----- RECORD EXTRACTS

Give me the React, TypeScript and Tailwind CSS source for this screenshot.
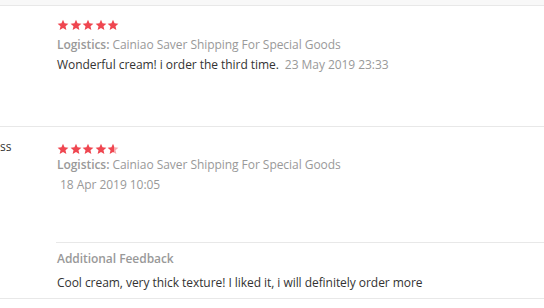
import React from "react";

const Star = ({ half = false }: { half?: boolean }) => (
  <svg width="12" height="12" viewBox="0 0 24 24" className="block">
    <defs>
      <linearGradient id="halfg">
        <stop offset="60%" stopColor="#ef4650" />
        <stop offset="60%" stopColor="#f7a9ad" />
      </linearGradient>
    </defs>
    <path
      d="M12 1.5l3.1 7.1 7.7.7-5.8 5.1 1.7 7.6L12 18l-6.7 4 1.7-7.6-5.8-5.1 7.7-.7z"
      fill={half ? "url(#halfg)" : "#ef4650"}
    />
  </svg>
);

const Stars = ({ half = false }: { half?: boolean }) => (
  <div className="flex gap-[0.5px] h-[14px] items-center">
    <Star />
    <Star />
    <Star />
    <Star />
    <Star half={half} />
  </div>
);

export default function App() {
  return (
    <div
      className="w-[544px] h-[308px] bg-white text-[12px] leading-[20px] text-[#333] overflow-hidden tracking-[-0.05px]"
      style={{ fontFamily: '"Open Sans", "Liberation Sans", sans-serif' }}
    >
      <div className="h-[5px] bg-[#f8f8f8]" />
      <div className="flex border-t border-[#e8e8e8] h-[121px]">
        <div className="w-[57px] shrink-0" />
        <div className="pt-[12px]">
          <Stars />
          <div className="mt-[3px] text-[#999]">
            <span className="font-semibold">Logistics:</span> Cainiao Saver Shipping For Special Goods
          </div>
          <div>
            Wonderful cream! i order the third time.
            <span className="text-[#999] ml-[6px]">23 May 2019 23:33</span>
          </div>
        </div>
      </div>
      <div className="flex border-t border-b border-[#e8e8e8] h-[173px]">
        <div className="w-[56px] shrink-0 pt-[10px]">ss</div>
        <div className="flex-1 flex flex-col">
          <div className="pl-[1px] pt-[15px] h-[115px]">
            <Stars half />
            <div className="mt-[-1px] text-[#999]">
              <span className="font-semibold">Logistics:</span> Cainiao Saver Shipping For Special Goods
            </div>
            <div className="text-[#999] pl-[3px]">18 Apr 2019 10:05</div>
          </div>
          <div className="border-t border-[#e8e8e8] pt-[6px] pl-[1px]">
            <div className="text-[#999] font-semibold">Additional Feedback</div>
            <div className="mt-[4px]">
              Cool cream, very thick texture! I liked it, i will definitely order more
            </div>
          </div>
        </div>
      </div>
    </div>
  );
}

----------
----- RECORD EXTRACTS

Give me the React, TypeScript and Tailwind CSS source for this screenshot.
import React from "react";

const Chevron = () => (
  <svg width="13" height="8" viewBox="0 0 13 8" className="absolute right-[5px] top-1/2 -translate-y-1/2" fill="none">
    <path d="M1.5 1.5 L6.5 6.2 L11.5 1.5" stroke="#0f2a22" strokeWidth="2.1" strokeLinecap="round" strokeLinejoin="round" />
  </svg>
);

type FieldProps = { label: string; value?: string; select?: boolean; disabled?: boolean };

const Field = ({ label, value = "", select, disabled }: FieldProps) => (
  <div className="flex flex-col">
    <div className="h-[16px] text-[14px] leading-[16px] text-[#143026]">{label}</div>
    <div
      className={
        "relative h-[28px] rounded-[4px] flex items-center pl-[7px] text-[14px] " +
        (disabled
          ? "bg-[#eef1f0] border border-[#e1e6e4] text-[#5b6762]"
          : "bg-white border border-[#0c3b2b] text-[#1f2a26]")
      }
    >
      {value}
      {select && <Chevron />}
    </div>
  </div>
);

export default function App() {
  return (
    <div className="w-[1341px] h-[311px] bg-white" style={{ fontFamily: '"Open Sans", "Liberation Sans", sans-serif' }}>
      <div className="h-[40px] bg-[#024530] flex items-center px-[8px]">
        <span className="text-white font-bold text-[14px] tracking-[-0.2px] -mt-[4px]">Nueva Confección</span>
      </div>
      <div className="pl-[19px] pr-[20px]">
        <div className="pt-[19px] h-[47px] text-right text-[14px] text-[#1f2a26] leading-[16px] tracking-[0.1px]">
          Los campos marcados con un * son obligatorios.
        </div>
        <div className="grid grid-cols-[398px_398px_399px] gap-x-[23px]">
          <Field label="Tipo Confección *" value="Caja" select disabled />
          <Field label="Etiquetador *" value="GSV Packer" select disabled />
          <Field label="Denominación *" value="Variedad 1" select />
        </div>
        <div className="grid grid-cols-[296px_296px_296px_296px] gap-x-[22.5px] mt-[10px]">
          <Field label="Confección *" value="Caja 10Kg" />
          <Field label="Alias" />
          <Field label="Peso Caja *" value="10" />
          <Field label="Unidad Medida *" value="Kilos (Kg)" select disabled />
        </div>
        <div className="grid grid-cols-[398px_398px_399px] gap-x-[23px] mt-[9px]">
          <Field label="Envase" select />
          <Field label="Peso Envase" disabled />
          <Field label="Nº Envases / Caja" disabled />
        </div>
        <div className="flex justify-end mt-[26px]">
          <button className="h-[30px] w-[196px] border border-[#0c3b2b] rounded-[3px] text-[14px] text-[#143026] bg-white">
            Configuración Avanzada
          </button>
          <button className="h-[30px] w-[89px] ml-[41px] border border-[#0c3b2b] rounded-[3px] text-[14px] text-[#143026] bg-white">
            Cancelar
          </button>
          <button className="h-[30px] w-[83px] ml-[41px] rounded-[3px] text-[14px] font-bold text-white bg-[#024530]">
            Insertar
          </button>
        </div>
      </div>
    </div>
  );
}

----------
----- RECORD EXTRACTS

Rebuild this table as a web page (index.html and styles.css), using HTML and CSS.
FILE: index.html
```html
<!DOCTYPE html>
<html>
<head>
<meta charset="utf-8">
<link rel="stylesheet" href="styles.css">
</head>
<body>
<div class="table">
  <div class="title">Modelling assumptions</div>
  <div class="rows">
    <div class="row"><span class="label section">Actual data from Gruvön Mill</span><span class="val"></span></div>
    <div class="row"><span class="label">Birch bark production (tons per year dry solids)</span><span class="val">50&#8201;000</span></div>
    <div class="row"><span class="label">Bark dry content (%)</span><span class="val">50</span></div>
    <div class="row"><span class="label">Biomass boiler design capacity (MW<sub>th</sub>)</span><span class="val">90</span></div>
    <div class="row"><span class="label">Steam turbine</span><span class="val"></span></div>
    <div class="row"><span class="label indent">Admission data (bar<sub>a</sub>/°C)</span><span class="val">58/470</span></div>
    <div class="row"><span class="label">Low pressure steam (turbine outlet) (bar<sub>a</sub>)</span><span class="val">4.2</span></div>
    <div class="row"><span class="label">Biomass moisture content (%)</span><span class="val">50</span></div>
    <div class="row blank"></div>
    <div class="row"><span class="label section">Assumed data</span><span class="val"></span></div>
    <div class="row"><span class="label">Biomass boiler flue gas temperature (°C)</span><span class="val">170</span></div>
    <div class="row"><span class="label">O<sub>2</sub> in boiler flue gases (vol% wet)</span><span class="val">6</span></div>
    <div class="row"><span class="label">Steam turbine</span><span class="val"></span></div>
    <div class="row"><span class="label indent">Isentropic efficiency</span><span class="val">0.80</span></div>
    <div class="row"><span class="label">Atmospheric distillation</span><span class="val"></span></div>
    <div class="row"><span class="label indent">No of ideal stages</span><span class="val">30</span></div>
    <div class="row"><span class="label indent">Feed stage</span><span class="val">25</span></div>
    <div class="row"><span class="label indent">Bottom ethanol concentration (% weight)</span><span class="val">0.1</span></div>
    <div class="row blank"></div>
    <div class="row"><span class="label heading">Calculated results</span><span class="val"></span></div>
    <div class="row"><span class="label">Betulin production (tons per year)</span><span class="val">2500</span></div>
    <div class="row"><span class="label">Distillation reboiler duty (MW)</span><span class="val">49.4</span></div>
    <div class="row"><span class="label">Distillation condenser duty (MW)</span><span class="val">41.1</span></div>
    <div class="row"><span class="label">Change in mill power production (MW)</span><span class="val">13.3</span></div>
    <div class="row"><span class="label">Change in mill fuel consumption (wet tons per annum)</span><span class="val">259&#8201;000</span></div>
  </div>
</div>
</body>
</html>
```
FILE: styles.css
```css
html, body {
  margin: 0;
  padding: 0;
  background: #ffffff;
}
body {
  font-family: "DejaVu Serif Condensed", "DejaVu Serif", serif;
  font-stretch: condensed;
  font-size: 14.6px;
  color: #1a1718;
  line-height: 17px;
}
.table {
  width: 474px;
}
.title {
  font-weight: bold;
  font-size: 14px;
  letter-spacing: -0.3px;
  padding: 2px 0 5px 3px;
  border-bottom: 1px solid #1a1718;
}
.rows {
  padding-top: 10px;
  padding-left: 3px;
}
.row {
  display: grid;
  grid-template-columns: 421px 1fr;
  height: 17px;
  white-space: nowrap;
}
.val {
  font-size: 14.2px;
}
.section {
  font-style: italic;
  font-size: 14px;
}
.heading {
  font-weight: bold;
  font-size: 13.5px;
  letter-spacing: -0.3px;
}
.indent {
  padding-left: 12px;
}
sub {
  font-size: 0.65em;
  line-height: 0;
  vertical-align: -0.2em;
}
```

----------

TASK STATEMENT: Count the lines that hold the string "index" and state that number alone.

COMPLETED EXERCISE: 2